West Vernon Elementary School in South Los Angeles is vying to be a recipient of a $500,000 national grant program to fund improvements in children’s health and nutrition. The initiative was launched at the school this week.
The initiative, a collaboration between the United Health Foundation and Whole Kids Foundation, has earmarked $25,000 for the Central and South Central region of Los Angeles.
Elementary schools throughout the country will be able to apply for funding, ranging from $15,000 to $25,000, and the application consists of pitching innovative projects in line with the grant’s goals. West Vernon is an applicant and if chosen, it will be one of 10 to 12 schools participating in the program nationwide.
“We’re breaking through the cycle of unhealthy living,” said Councilman Curren Price at Thursday’s launch, referencing that the grant could join a long list of initiatives his office has taken to improve access to nutrition and green space in his district. “When our kids are happy and healthy, our future is bright.”
West Vernon has collaborated with Whole Kids Foundation in the past, the latter being a nonprofit organization under the grocery store chain Whole Foods that works to improve nutrition and health in schools.
The school has experience with using grants to fund its healthy living initiatives. In 2011, West Vernon received a $2,000 grant to build a garden for its students.
“At the garden, students see they could have it and they can take it — an apple instead of a bag of chips,” said Frances Valadez, principal at West Vernon.
While the school is applying for the grant, its principal Valadez is already busy at work making changes: the school has just finished training teachers and staff for onsite nutrition classes. Within the next month, there will be food specialists for third through fifth grade to provide advice on nutrition.
“We need to put awareness into inner city families,” Valadez said. “Changing the mindset takes time.”
The grant could prove to have a largely beneficial affect for the area’s children, said LaVonna Lewis, a USC public policy professor whose research specializes in healthcare for underrepresented groups. She cited that grants aimed toward nutrition promotion are a sound solution for budget-strapped schools that otherwise can’t combat the issue.
“Grants give schools and other organizations money that they might not normally have in their budget to be creative in terms of adjusting problems they are having,” she said. “So giving a school a grant to come up with innovative strategies for addressing obesity or poor nutrition on campus is a good idea — they wouldn’t be able come up with it otherwise.”

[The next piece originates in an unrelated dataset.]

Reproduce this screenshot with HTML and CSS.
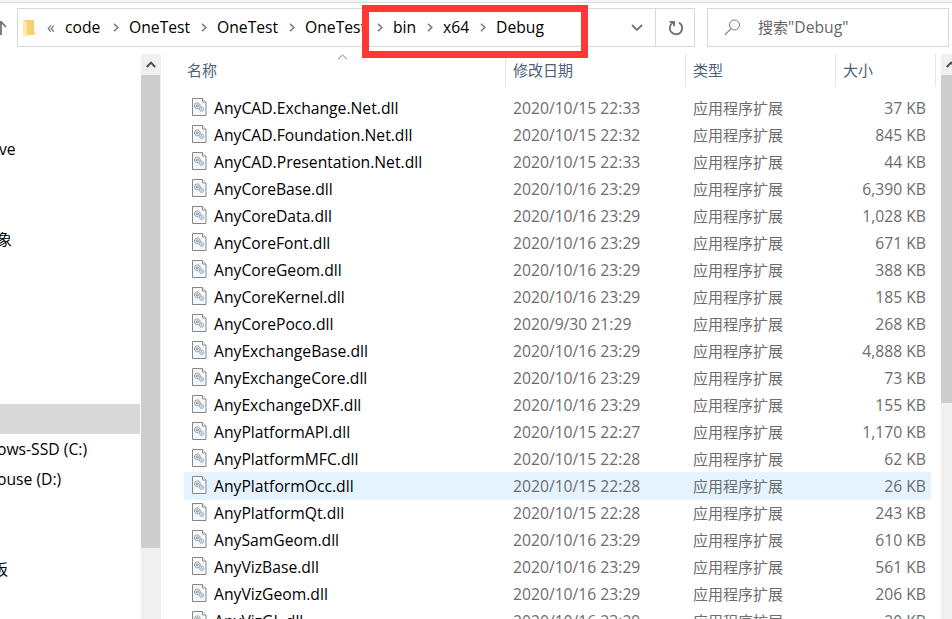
FILE: index.html
```html
<!DOCTYPE html>
<html lang="zh-CN">
<head>
    <meta charset="UTF-8">
    <title>Debug</title>
    <link rel="stylesheet" href="styles.css">
</head>
<body>
    <svg width="0" height="0" class="defs">
        <symbol id="dll" viewBox="0 0 15 18">
            <path d="M.5.5h10l3.5 3.5v13.5H.5z" fill="#f7f8f9" stroke="#85888b"/>
            <path d="M10.5.5v3.5h3.5" fill="#fff" stroke="#85888b"/>
            <circle cx="5.3" cy="7.8" r="2.9" fill="#e4e6e8" stroke="#72777b" stroke-dasharray="1.2 .6"/>
            <circle cx="5.3" cy="7.8" r="1" fill="#fff" stroke="#72777b" stroke-width=".8"/>
            <circle cx="9.6" cy="11.3" r="2.2" fill="#d6eafa" stroke="#69a3d2" stroke-dasharray="1.2 .5"/>
            <circle cx="9.6" cy="11.3" r=".7" fill="#fff" stroke="#69a3d2" stroke-width=".6"/>
        </symbol>
        <symbol id="sep" viewBox="0 0 6 9">
            <path d="M1 .7l3.8 3.8L1 8.3" fill="none" stroke="#7b7b7b" stroke-width="1.6"/>
        </symbol>
        <symbol id="up" viewBox="0 0 10 7">
            <path d="M.8 6L5 1.6 9.2 6" fill="none" stroke="#505050" stroke-width="2"/>
        </symbol>
    </svg>

    <div class="topbar">
        <svg class="up-arrow" width="7" height="16" viewBox="0 0 7 16"><path d="M1 15V2M-4 7l5-5.3L6 7" fill="none" stroke="#737373" stroke-width="1.8"/></svg>
        <div class="address">
            <svg class="folder" width="13" height="18" viewBox="0 0 13 18">
                <path d="M1 1h10v11l1 1v3H1z" fill="#f7d272"/>
                <path d="M0 1l4 2v15l-4-2z" fill="#ffe9a6"/>
            </svg>
            <span class="more">«</span>
            <span class="crumb code">code</span>
            <svg class="sep"><use href="#sep"/></svg>
            <span class="crumb one">OneTest</span>
            <svg class="sep"><use href="#sep"/></svg>
            <span class="crumb one">OneTest</span>
            <svg class="sep"><use href="#sep"/></svg>
            <span class="crumb one last">OneTest</span>
            <svg class="sep"><use href="#sep"/></svg>
            <span class="crumb bin">bin</span>
            <svg class="sep"><use href="#sep"/></svg>
            <span class="crumb x64">x64</span>
            <svg class="sep"><use href="#sep"/></svg>
            <span class="crumb">Debug</span>
            <svg class="dropdown" width="12" height="8" viewBox="0 0 12 8"><path d="M1 1l5 5 5-5" fill="none" stroke="#737373" stroke-width="1.8"/></svg>
            <div class="refresh">
                <svg width="16" height="16" viewBox="0 0 16 16"><path d="M11 2.7A6.2 6.2 0 1 1 4.8 2.8M1.5 1.9h4.6v4.4" fill="none" stroke="#737373" stroke-width="1.9"/></svg>
            </div>
        </div>
        <div class="search">
            <svg width="17" height="17" viewBox="0 0 17 17"><circle cx="10.5" cy="6" r="5" fill="none" stroke="#777"/><path d="M7 9.7L.8 15.8" stroke="#777" stroke-width="1.1"/></svg>
            <span><span class="zh">搜索</span>"Debug"</span>
        </div>
    </div>

    <div class="main">
        <div class="nav">
            <div></div>
            <div></div>
            <div><span class="cut ve">ve</span></div>
            <div></div>
            <div></div>
            <div class="zh"><span class="cut">象</span></div>
            <div></div>
            <div></div>
            <div></div>
            <div></div>
            <div></div>
            <div class="current"></div>
            <div><span class="cut">ows-SSD (C:)</span></div>
            <div><span class="cut">ouse (D:)</span></div>
            <div></div>
            <div></div>
            <div class="zh"><span class="cut ban">板</span></div>
        </div>
        <div class="scroll">
            <svg width="10" height="7"><use href="#up"/></svg>
            <div class="thumb"></div>
        </div>
        <div class="files">
            <div class="head">
                <div>名称<svg class="sort" width="11" height="6" viewBox="0 0 11 6"><path d="M1 5.3L5.5 1 10 5.3" fill="none" stroke="#777"/></svg></div>
                <div>修改日期</div>
                <div>类型</div>
                <div>大小</div>
            </div>
            <div class="row"><svg><use href="#dll"/></svg><b>AnyCAD.Exchange.Net.dll</b><span>2020/10/15 22:33</span><span class="zh">应用程序扩展</span><i>37 KB</i></div>
            <div class="row"><svg><use href="#dll"/></svg><b>AnyCAD.Foundation.Net.dll</b><span>2020/10/15 22:32</span><span class="zh">应用程序扩展</span><i>845 KB</i></div>
            <div class="row"><svg><use href="#dll"/></svg><b>AnyCAD.Presentation.Net.dll</b><span>2020/10/15 22:33</span><span class="zh">应用程序扩展</span><i>44 KB</i></div>
            <div class="row"><svg><use href="#dll"/></svg><b>AnyCoreBase.dll</b><span>2020/10/16 23:29</span><span class="zh">应用程序扩展</span><i>6,390 KB</i></div>
            <div class="row"><svg><use href="#dll"/></svg><b>AnyCoreData.dll</b><span>2020/10/16 23:29</span><span class="zh">应用程序扩展</span><i>1,028 KB</i></div>
            <div class="row"><svg><use href="#dll"/></svg><b>AnyCoreFont.dll</b><span>2020/10/16 23:29</span><span class="zh">应用程序扩展</span><i>671 KB</i></div>
            <div class="row"><svg><use href="#dll"/></svg><b>AnyCoreGeom.dll</b><span>2020/10/16 23:29</span><span class="zh">应用程序扩展</span><i>388 KB</i></div>
            <div class="row"><svg><use href="#dll"/></svg><b>AnyCoreKernel.dll</b><span>2020/10/16 23:29</span><span class="zh">应用程序扩展</span><i>185 KB</i></div>
            <div class="row"><svg><use href="#dll"/></svg><b>AnyCorePoco.dll</b><span>2020/9/30 21:29</span><span class="zh">应用程序扩展</span><i>268 KB</i></div>
            <div class="row"><svg><use href="#dll"/></svg><b>AnyExchangeBase.dll</b><span>2020/10/16 23:29</span><span class="zh">应用程序扩展</span><i>4,888 KB</i></div>
            <div class="row"><svg><use href="#dll"/></svg><b>AnyExchangeCore.dll</b><span>2020/10/16 23:29</span><span class="zh">应用程序扩展</span><i>73 KB</i></div>
            <div class="row"><svg><use href="#dll"/></svg><b>AnyExchangeDXF.dll</b><span>2020/10/16 23:29</span><span class="zh">应用程序扩展</span><i>155 KB</i></div>
            <div class="row"><svg><use href="#dll"/></svg><b>AnyPlatformAPI.dll</b><span>2020/10/15 22:27</span><span class="zh">应用程序扩展</span><i>1,170 KB</i></div>
            <div class="row"><svg><use href="#dll"/></svg><b>AnyPlatformMFC.dll</b><span>2020/10/15 22:28</span><span class="zh">应用程序扩展</span><i>62 KB</i></div>
            <div class="row hover"><svg><use href="#dll"/></svg><b>AnyPlatformOcc.dll</b><span>2020/10/15 22:28</span><span class="zh">应用程序扩展</span><i>26 KB</i></div>
            <div class="row"><svg><use href="#dll"/></svg><b>AnyPlatformQt.dll</b><span>2020/10/15 22:28</span><span class="zh">应用程序扩展</span><i>243 KB</i></div>
            <div class="row"><svg><use href="#dll"/></svg><b>AnySamGeom.dll</b><span>2020/10/16 23:29</span><span class="zh">应用程序扩展</span><i>610 KB</i></div>
            <div class="row"><svg><use href="#dll"/></svg><b>AnyVizBase.dll</b><span>2020/10/16 23:29</span><span class="zh">应用程序扩展</span><i>561 KB</i></div>
            <div class="row"><svg><use href="#dll"/></svg><b>AnyVizGeom.dll</b><span>2020/10/16 23:29</span><span class="zh">应用程序扩展</span><i>206 KB</i></div>
            <div class="row"><svg><use href="#dll"/></svg><b>AnyVizGL.dll</b><span>2020/10/16 23:29</span><span class="zh">应用程序扩展</span><i>20 KB</i></div>
        </div>
        <div class="scroll right">
            <svg width="10" height="7"><use href="#up"/></svg>
            <div class="thumb"></div>
        </div>
    </div>
    <div class="mark"></div>
</body>
</html>
```
FILE: styles.css
```css
* {
    box-sizing: border-box;
}
body {
    margin: 0;
    width: 952px;
    height: 619px;
    overflow: hidden;
    background: #fff;
    color: #000;
    font: 15.7px/27px "Open Sans", "Noto Sans CJK SC", sans-serif;
    border-top: 2px solid #f5f6f7;
    display: flex;
    flex-direction: column;
}
.zh {
    font-size: 15px;
}
.defs {
    position: absolute;
}
svg {
    flex: none;
}
.topbar {
    flex: none;
    height: 52px;
    border-top: 1px solid #d9dbdd;
    padding-top: 5px;
    display: flex;
}
.up-arrow {
    margin: 12px 10px 0 0;
}
.address {
    width: 678px;
    height: 39px;
    border: 1px solid #d9d9d9;
    display: flex;
    align-items: center;
}
.folder {
    margin: 0 11px 0 5px;
}
.more {
    width: 18px;
    color: #666;
}
.crumb {
    white-space: nowrap;
}
.sep {
    width: 6px;
    height: 9px;
    margin-right: 10px;
}
.code {
    width: 48px;
}
.one {
    width: 72px;
}
.bin {
    width: 34px;
}
.x64 {
    width: 37px;
}
.dropdown {
    margin-left: auto;
    margin-right: 12px;
}
.refresh {
    width: 39px;
    height: 37px;
    border-left: 1px solid #d9d9d9;
    padding-left: 2px;
    display: flex;
    align-items: center;
    justify-content: center;
}
.search {
    width: 242px;
    height: 39px;
    margin-left: 12px;
    padding-left: 16px;
    border: 1px solid #d9d9d9;
    color: #666;
    display: flex;
    align-items: center;
    gap: 17px;
}
.main {
    flex: 1;
    min-height: 0;
    display: flex;
}
.nav {
    width: 140px;
    margin-right: 1px;
    padding-top: 20px;
    overflow: hidden;
}
.nav div {
    height: 30px;
    line-height: 30px;
    white-space: nowrap;
}
.nav .current {
    background: #d9d9d9;
}
.cut {
    margin-left: -3px;
}
.ve {
    margin-left: -1px;
}
.ban {
    margin-left: -7px;
}
.scroll {
    width: 20px;
    background: #f0f0f0;
    display: flex;
    flex-direction: column;
    align-items: center;
    padding-top: 7px;
}
.thumb {
    width: 19px;
    height: 473px;
    margin-top: 7px;
    align-self: flex-start;
    background: #cdcdcd;
}
.files {
    width: 778px;
    margin-left: 2px;
    border-left: 1px solid #f5f5f5;
    padding-left: 20px;
}
.head {
    height: 32px;
    margin-bottom: 8px;
    color: #4c607a;
    font-size: 15px;
    line-height: 33px;
    display: grid;
    grid-template-columns: 322px 180px 150px 100px;
}
.head div {
    position: relative;
    padding-left: 7px;
    border-right: 1px solid #e5e5e5;
}
.head div:first-child {
    padding-left: 3px;
}
.sort {
    position: absolute;
    left: 153px;
    top: 0;
}
.row {
    width: 747px;
    height: 27px;
    color: #6d6d6d;
    line-height: 28px;
    display: grid;
    grid-template-columns: 30px 299px 180px 150px 83px;
    white-space: nowrap;
}
.row svg {
    width: 15px;
    height: 18px;
    margin: 4px 0 0 8px;
}
.row b {
    font-weight: normal;
    color: #000;
}
.row i {
    font-style: normal;
    text-align: right;
}
.hover {
    height: 28px;
    margin-bottom: -1px;
    background: #e5f3ff;
}
.right {
    width: 11px;
    align-items: flex-start;
    overflow: hidden;
}
.right svg {
    margin-left: 5px;
}
.right .thumb {
    height: 328px;
}
.mark {
    position: absolute;
    left: 362px;
    top: 5px;
    width: 226px;
    height: 53px;
    border: 7px solid #ff3737;
}
```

Parts of South Los Angeles are often cited as “food deserts,” or blocks, neighborhoods and larger regions that lack options for healthy choices. Targeting those areas with nutrition promotion initiatives, Lewis said, is a good start.
“In a food desert like South L.A., having ready access to fruit and vegetables is a big deal,” she said. “So it’s good when you see the community try to come up with multiple strategies to do that, such as this program.”